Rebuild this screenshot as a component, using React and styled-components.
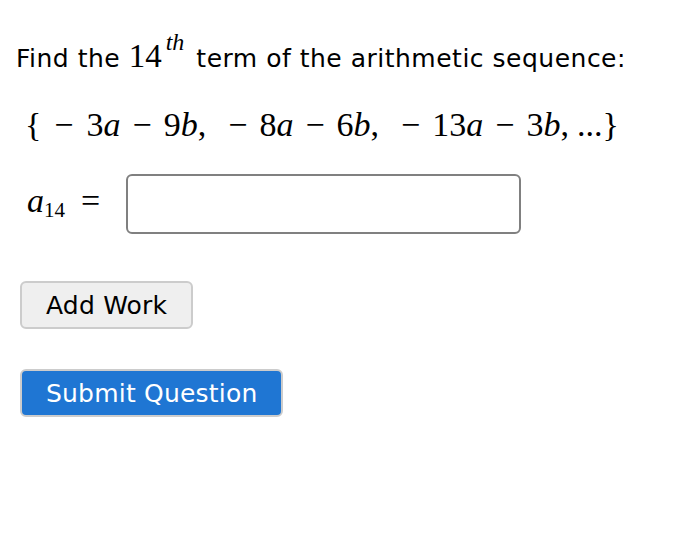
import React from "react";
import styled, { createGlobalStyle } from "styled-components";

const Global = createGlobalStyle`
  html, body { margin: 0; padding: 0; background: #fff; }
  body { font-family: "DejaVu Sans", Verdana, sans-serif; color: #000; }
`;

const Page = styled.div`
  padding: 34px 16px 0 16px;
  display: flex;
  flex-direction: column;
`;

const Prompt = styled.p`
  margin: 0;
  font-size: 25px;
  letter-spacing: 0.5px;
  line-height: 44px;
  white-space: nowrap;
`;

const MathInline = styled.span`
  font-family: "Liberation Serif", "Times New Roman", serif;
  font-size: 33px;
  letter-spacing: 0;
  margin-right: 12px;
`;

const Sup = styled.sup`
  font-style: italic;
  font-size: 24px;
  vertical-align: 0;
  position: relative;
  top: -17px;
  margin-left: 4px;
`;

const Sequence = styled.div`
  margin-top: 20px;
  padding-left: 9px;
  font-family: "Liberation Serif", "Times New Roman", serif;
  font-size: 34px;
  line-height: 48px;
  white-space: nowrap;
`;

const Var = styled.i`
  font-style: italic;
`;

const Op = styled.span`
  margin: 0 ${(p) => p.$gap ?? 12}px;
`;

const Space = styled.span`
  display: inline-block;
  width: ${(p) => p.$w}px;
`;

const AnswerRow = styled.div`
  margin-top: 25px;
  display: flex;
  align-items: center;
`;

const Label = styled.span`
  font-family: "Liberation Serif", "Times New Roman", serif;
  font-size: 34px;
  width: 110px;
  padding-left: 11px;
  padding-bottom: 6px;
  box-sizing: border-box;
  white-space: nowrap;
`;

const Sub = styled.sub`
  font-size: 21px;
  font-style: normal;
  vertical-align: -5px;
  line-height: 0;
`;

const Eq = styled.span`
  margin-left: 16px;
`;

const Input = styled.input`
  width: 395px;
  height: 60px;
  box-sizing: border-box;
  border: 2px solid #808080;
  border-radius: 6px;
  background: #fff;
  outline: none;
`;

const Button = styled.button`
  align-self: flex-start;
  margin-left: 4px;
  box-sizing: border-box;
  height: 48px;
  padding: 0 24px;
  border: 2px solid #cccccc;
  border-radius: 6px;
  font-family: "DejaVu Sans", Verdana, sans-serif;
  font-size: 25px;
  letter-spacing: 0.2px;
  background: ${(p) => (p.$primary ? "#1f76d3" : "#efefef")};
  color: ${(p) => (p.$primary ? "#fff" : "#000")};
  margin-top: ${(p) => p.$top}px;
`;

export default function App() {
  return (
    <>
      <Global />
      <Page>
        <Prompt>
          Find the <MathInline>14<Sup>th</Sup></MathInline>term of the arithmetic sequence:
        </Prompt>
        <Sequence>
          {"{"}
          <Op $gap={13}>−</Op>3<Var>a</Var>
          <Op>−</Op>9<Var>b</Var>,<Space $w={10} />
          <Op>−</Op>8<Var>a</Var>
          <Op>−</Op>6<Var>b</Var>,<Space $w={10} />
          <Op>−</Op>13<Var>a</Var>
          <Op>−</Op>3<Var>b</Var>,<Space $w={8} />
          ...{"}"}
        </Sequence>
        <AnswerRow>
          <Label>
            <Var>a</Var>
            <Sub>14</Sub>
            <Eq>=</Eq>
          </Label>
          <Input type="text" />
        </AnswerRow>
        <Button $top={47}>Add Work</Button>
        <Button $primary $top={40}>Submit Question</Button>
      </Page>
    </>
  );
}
+--
Written problem
Pull out all lines in the data above that include "React".

Exercise answer
Rebuild this screenshot as a component, using React and styled-components.
import React from "react";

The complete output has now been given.